DO THIS: Repeat the listing word for word. No pictures belong in the copy.

SOURCE MATERIAL:

────

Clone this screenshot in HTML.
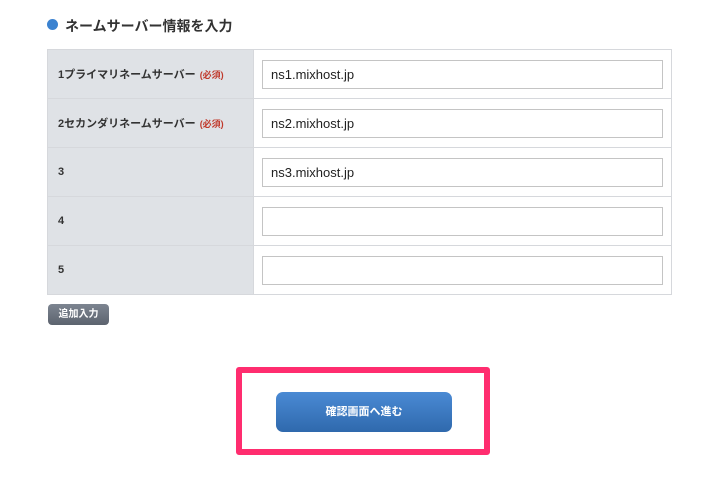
<!DOCTYPE html>
<html><head><meta charset="utf-8"><style>
*{margin:0;padding:0;box-sizing:border-box}
body{width:725px;height:478px;background:#fff;font-family:"Liberation Sans","Noto Sans CJK JP",sans-serif;position:relative;overflow:hidden}
.dot{position:absolute;left:47px;top:19px;width:11px;height:11px;border-radius:50%;background:#3b82d0}
.title{position:absolute;left:65px;top:16px;font-size:14px;font-weight:bold;color:#333}
table{position:absolute;left:47px;top:49px;width:625px;border-collapse:collapse}
td{border:1px solid #d6d8dc;height:49px;font-size:11px;color:#333}
td.l{width:206px;background:#dfe2e6;font-weight:bold;padding-left:10px}
td.l span{color:#c0392b;font-size:9px;margin-left:4px}
td.r{padding-left:8px;padding-right:8px}
.in{height:29px;border:1px solid #c4c4c4;font-size:13px;padding-left:8px;line-height:27px;color:#222}
.add{position:absolute;left:48px;top:304px;width:61px;height:21px;border-radius:4px;background:linear-gradient(#7d8591,#5c636e);color:#fff;font-size:10px;font-weight:bold;text-align:center;line-height:21px}
.pink{position:absolute;left:236px;top:367px;width:254px;height:88px;border:6px solid #ff2d6f;border-radius:3px}
.btn{position:absolute;left:276px;top:392px;width:176px;height:40px;border-radius:7px;background:linear-gradient(#4a8ad4,#2f69ad);color:#fff;font-size:11px;font-weight:bold;text-align:center;line-height:40px}
</style></head><body>
<div class="dot"></div><div class="title">ネームサーバー情報を入力</div>
<table>
<tr><td class="l">1プライマリネームサーバー<span>(必須)</span></td><td class="r"><div class="in">ns1.mixhost.jp</div></td></tr>
<tr><td class="l">2セカンダリネームサーバー<span>(必須)</span></td><td class="r"><div class="in">ns2.mixhost.jp</div></td></tr>
<tr><td class="l">3</td><td class="r"><div class="in">ns3.mixhost.jp</div></td></tr>
<tr><td class="l">4</td><td class="r"><div class="in"></div></td></tr>
<tr><td class="l">5</td><td class="r"><div class="in"></div></td></tr>
</table>
<div class="add">追加入力</div>
<div class="pink"></div>
<div class="btn">確認画面へ進む</div>
</body></html>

────

SOLUTION:
Clone this screenshot in HTML.
<!DOCTYPE html>
<html><head><meta charset="utf-8"><style>
*{margin:0;padding:0;box-sizing:border-box}
body{width:725px;height:478px;background:#fff;font-family:"Liberation Sans","Noto Sans CJK JP",sans-serif;position:relative;overflow:hidden}
.dot{position:absolute;left:47px;top:19px;width:11px;height:11px;border-radius:50%;background:#3b82d0}
.title{position:absolute;left:65px;top:16px;font-size:14px;font-weight:bold;color:#333}
table{position:absolute;left:47px;top:49px;width:625px;border-collapse:collapse}
td{border:1px solid #d6d8dc;height:49px;font-size:11px;color:#333}
td.l{width:206px;background:#dfe2e6;font-weight:bold;padding-left:10px}
td.l span{color:#c0392b;font-size:9px;margin-left:4px}
td.r{padding-left:8px;padding-right:8px}
.in{height:29px;border:1px solid #c4c4c4;font-size:13px;padding-left:8px;line-height:27px;color:#222}
.add{position:absolute;left:48px;top:304px;width:61px;height:21px;border-radius:4px;background:linear-gradient(#7d8591,#5c636e);color:#fff;font-size:10px;font-weight:bold;text-align:center;line-height:21px}
.pink{position:absolute;left:236px;top:367px;width:254px;height:88px;border:6px solid #ff2d6f;border-radius:3px}
.btn{position:absolute;left:276px;top:392px;width:176px;height:40px;border-radius:7px;background:linear-gradient(#4a8ad4,#2f69ad);color:#fff;font-size:11px;font-weight:bold;text-align:center;line-height:40px}
</style></head><body>
<div class="dot"></div><div class="title">ネームサーバー情報を入力</div>
<table>
<tr><td class="l">1プライマリネームサーバー<span>(必須)</span></td><td class="r"><div class="in">ns1.mixhost.jp</div></td></tr>
<tr><td class="l">2セカンダリネームサーバー<span>(必須)</span></td><td class="r"><div class="in">ns2.mixhost.jp</div></td></tr>
<tr><td class="l">3</td><td class="r"><div class="in">ns3.mixhost.jp</div></td></tr>
<tr><td class="l">4</td><td class="r"><div class="in"></div></td></tr>
<tr><td class="l">5</td><td class="r"><div class="in"></div></td></tr>
</table>
<div class="add">追加入力</div>
<div class="pink"></div>
<div class="btn">確認画面へ進む</div>
</body></html>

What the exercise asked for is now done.